→ Exercise description
Copy all the data exactly, except the pictures.

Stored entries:
::::::::::
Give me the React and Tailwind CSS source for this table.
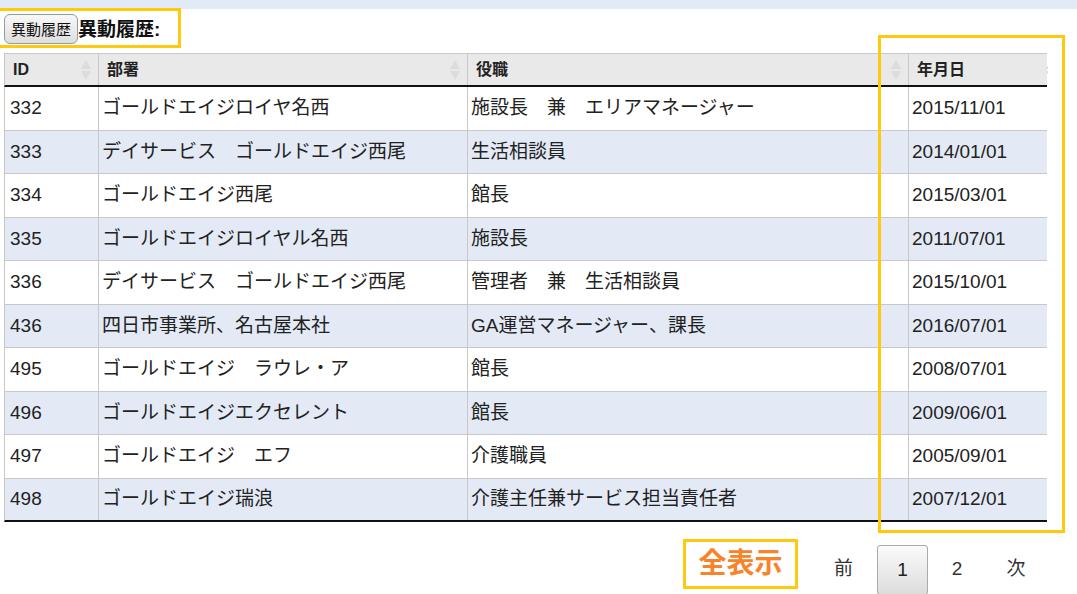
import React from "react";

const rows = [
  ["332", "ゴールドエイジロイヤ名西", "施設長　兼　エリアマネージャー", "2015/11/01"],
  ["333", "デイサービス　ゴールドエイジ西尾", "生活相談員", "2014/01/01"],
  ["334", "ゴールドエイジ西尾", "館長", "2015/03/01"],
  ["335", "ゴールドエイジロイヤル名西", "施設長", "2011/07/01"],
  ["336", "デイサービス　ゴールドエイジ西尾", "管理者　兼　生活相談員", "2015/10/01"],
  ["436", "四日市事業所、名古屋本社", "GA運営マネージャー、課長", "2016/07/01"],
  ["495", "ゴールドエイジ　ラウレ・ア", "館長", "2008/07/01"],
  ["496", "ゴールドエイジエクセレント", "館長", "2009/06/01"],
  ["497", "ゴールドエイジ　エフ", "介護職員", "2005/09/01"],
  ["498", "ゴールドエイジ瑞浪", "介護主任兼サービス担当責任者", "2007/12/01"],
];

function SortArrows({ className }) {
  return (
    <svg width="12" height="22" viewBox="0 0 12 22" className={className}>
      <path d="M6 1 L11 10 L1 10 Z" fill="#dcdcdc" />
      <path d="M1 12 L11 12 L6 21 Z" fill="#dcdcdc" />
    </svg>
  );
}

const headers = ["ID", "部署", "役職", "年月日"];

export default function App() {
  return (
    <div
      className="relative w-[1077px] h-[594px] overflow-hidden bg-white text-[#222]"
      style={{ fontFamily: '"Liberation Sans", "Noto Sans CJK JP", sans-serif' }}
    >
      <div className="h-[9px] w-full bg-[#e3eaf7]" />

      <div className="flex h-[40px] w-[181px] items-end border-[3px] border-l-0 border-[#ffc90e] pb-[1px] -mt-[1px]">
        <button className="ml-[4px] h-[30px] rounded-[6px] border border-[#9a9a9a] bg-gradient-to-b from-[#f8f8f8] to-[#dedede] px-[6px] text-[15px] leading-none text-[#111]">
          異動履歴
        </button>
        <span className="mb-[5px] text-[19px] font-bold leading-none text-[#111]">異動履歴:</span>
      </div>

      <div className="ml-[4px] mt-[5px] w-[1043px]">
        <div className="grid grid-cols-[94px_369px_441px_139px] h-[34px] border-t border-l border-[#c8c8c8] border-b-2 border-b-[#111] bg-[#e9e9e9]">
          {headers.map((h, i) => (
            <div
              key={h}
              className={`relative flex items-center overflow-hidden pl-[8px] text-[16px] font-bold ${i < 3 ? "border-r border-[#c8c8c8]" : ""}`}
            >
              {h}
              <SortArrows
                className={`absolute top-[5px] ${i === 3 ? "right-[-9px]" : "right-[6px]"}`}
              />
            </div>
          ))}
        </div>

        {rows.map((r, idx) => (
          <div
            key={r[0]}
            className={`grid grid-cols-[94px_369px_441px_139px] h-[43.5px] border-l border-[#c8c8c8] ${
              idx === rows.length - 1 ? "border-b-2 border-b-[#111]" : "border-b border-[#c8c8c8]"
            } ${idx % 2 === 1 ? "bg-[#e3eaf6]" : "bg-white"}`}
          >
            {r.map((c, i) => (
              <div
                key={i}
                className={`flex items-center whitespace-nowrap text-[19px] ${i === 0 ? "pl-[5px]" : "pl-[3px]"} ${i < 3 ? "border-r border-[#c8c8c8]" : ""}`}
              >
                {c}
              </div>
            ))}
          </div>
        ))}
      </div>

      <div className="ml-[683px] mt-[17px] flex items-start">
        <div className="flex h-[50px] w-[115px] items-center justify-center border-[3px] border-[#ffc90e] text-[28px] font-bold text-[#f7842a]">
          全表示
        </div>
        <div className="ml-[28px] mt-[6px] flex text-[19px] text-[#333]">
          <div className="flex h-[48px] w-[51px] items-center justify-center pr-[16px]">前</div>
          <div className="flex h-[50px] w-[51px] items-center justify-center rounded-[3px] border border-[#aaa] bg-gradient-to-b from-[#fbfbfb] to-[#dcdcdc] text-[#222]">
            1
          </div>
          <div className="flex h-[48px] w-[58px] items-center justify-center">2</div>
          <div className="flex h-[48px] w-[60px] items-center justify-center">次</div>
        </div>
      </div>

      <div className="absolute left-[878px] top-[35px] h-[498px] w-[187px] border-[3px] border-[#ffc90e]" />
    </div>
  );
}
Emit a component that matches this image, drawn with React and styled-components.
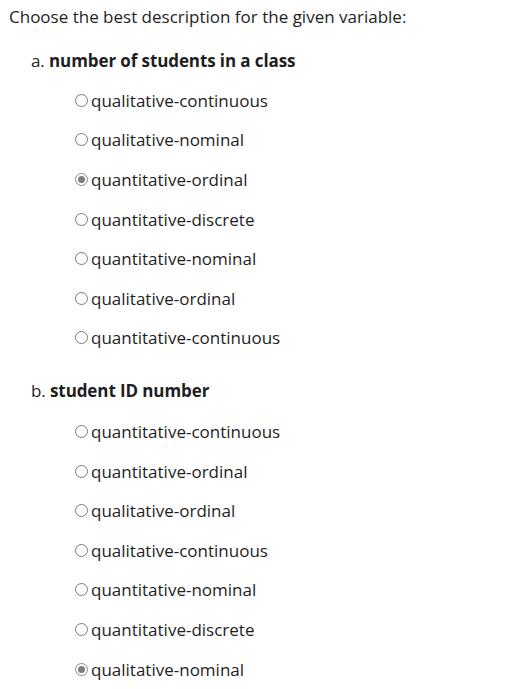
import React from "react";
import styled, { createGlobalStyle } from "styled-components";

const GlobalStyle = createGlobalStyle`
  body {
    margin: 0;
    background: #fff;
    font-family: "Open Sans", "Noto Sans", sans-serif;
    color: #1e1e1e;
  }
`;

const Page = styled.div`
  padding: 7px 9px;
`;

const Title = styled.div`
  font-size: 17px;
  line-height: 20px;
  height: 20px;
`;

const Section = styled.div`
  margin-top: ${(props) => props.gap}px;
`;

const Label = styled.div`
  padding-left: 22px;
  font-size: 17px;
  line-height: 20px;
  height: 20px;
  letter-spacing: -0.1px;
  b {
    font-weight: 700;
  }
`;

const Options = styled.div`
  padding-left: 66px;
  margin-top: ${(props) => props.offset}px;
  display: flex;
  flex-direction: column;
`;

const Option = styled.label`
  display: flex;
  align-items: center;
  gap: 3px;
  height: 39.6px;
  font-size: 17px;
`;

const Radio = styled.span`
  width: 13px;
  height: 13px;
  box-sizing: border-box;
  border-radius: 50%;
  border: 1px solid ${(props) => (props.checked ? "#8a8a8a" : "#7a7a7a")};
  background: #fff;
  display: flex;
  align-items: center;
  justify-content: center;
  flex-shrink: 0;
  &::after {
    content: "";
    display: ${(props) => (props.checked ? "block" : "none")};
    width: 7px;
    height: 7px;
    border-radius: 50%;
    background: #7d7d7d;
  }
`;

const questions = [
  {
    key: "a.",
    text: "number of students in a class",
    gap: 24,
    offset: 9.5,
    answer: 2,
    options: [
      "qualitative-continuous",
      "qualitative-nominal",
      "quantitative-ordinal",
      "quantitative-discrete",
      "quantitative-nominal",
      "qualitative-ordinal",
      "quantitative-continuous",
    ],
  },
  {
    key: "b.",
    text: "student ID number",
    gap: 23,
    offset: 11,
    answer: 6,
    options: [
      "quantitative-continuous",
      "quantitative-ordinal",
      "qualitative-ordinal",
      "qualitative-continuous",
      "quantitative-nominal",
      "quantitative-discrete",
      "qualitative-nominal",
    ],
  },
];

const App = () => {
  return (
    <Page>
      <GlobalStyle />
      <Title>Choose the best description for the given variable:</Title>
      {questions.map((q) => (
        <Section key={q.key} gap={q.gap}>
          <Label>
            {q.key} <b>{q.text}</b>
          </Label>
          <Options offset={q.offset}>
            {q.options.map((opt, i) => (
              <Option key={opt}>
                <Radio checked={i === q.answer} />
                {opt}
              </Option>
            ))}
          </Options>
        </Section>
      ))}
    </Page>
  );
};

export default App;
::::::::::
→ Answer to the task
Give me the React and Tailwind CSS source for this table.
import React from "react";

const rows = [
  ["332", "ゴールドエイジロイヤ名西", "施設長　兼　エリアマネージャー", "2015/11/01"],
  ["333", "デイサービス　ゴールドエイジ西尾", "生活相談員", "2014/01/01"],
  ["334", "ゴールドエイジ西尾", "館長", "2015/03/01"],
  ["335", "ゴールドエイジロイヤル名西", "施設長", "2011/07/01"],
  ["336", "デイサービス　ゴールドエイジ西尾", "管理者　兼　生活相談員", "2015/10/01"],
  ["436", "四日市事業所、名古屋本社", "GA運営マネージャー、課長", "2016/07/01"],
  ["495", "ゴールドエイジ　ラウレ・ア", "館長", "2008/07/01"],
  ["496", "ゴールドエイジエクセレント", "館長", "2009/06/01"],
  ["497", "ゴールドエイジ　エフ", "介護職員", "2005/09/01"],
  ["498", "ゴールドエイジ瑞浪", "介護主任兼サービス担当責任者", "2007/12/01"],
];

function SortArrows({ className }) {
  return (
    <svg width="12" height="22" viewBox="0 0 12 22" className={className}>
      <path d="M6 1 L11 10 L1 10 Z" fill="#dcdcdc" />
      <path d="M1 12 L11 12 L6 21 Z" fill="#dcdcdc" />
    </svg>
  );
}

const headers = ["ID", "部署", "役職", "年月日"];

export default function App() {
  return (
    <div
      className="relative w-[1077px] h-[594px] overflow-hidden bg-white text-[#222]"
      style={{ fontFamily: '"Liberation Sans", "Noto Sans CJK JP", sans-serif' }}
    >
      <div className="h-[9px] w-full bg-[#e3eaf7]" />

      <div className="flex h-[40px] w-[181px] items-end border-[3px] border-l-0 border-[#ffc90e] pb-[1px] -mt-[1px]">
        <button className="ml-[4px] h-[30px] rounded-[6px] border border-[#9a9a9a] bg-gradient-to-b from-[#f8f8f8] to-[#dedede] px-[6px] text-[15px] leading-none text-[#111]">
          異動履歴
        </button>
        <span className="mb-[5px] text-[19px] font-bold leading-none text-[#111]">異動履歴:</span>
      </div>

      <div className="ml-[4px] mt-[5px] w-[1043px]">
        <div className="grid grid-cols-[94px_369px_441px_139px] h-[34px] border-t border-l border-[#c8c8c8] border-b-2 border-b-[#111] bg-[#e9e9e9]">
          {headers.map((h, i) => (
            <div
              key={h}
              className={`relative flex items-center overflow-hidden pl-[8px] text-[16px] font-bold ${i < 3 ? "border-r border-[#c8c8c8]" : ""}`}
            >
              {h}
              <SortArrows
                className={`absolute top-[5px] ${i === 3 ? "right-[-9px]" : "right-[6px]"}`}
              />
            </div>
          ))}
        </div>

        {rows.map((r, idx) => (
          <div
            key={r[0]}
            className={`grid grid-cols-[94px_369px_441px_139px] h-[43.5px] border-l border-[#c8c8c8] ${
              idx === rows.length - 1 ? "border-b-2 border-b-[#111]" : "border-b border-[#c8c8c8]"
            } ${idx % 2 === 1 ? "bg-[#e3eaf6]" : "bg-white"}`}
          >
            {r.map((c, i) => (
              <div
                key={i}
                className={`flex items-center whitespace-nowrap text-[19px] ${i === 0 ? "pl-[5px]" : "pl-[3px]"} ${i < 3 ? "border-r border-[#c8c8c8]" : ""}`}
              >
                {c}
              </div>
            ))}
          </div>
        ))}
      </div>

      <div className="ml-[683px] mt-[17px] flex items-start">
        <div className="flex h-[50px] w-[115px] items-center justify-center border-[3px] border-[#ffc90e] text-[28px] font-bold text-[#f7842a]">
          全表示
        </div>
        <div className="ml-[28px] mt-[6px] flex text-[19px] text-[#333]">
          <div className="flex h-[48px] w-[51px] items-center justify-center pr-[16px]">前</div>
          <div className="flex h-[50px] w-[51px] items-center justify-center rounded-[3px] border border-[#aaa] bg-gradient-to-b from-[#fbfbfb] to-[#dcdcdc] text-[#222]">
            1
          </div>
          <div className="flex h-[48px] w-[58px] items-center justify-center">2</div>
          <div className="flex h-[48px] w-[60px] items-center justify-center">次</div>
        </div>
      </div>

      <div className="absolute left-[878px] top-[35px] h-[498px] w-[187px] border-[3px] border-[#ffc90e]" />
    </div>
  );
}
Emit a component that matches this image, drawn with React and styled-components.
import React from "react";
import styled, { createGlobalStyle } from "styled-components";

const GlobalStyle = createGlobalStyle`
  body {
    margin: 0;
    background: #fff;
    font-family: "Open Sans", "Noto Sans", sans-serif;
    color: #1e1e1e;
  }
`;

const Page = styled.div`
  padding: 7px 9px;
`;

const Title = styled.div`
  font-size: 17px;
  line-height: 20px;
  height: 20px;
`;

const Section = styled.div`
  margin-top: ${(props) => props.gap}px;
`;

const Label = styled.div`
  padding-left: 22px;
  font-size: 17px;
  line-height: 20px;
  height: 20px;
  letter-spacing: -0.1px;
  b {
    font-weight: 700;
  }
`;

const Options = styled.div`
  padding-left: 66px;
  margin-top: ${(props) => props.offset}px;
  display: flex;
  flex-direction: column;
`;

const Option = styled.label`
  display: flex;
  align-items: center;
  gap: 3px;
  height: 39.6px;
  font-size: 17px;
`;

const Radio = styled.span`
  width: 13px;
  height: 13px;
  box-sizing: border-box;
  border-radius: 50%;
  border: 1px solid ${(props) => (props.checked ? "#8a8a8a" : "#7a7a7a")};
  background: #fff;
  display: flex;
  align-items: center;
  justify-content: center;
  flex-shrink: 0;
  &::after {
    content: "";
    display: ${(props) => (props.checked ? "block" : "none")};
    width: 7px;
    height: 7px;
    border-radius: 50%;
    background: #7d7d7d;
  }
`;

const questions = [
  {
    key: "a.",
    text: "number of students in a class",
    gap: 24,
    offset: 9.5,
    answer: 2,
    options: [
      "qualitative-continuous",
      "qualitative-nominal",
      "quantitative-ordinal",
      "quantitative-discrete",
      "quantitative-nominal",
      "qualitative-ordinal",
      "quantitative-continuous",
    ],
  },
  {
    key: "b.",
    text: "student ID number",
    gap: 23,
    offset: 11,
    answer: 6,
    options: [
      "quantitative-continuous",
      "quantitative-ordinal",
      "qualitative-ordinal",
      "qualitative-continuous",
      "quantitative-nominal",
      "quantitative-discrete",
      "qualitative-nominal",
    ],
  },
];

const App = () => {
  return (
    <Page>
      <GlobalStyle />
      <Title>Choose the best description for the given variable:</Title>
      {questions.map((q) => (
        <Section key={q.key} gap={q.gap}>
          <Label>
            {q.key} <b>{q.text}</b>
          </Label>
          <Options offset={q.offset}>
            {q.options.map((opt, i) => (
              <Option key={opt}>
                <Radio checked={i === q.answer} />
                {opt}
              </Option>
            ))}
          </Options>
        </Section>
      ))}
    </Page>
  );
};

export default App;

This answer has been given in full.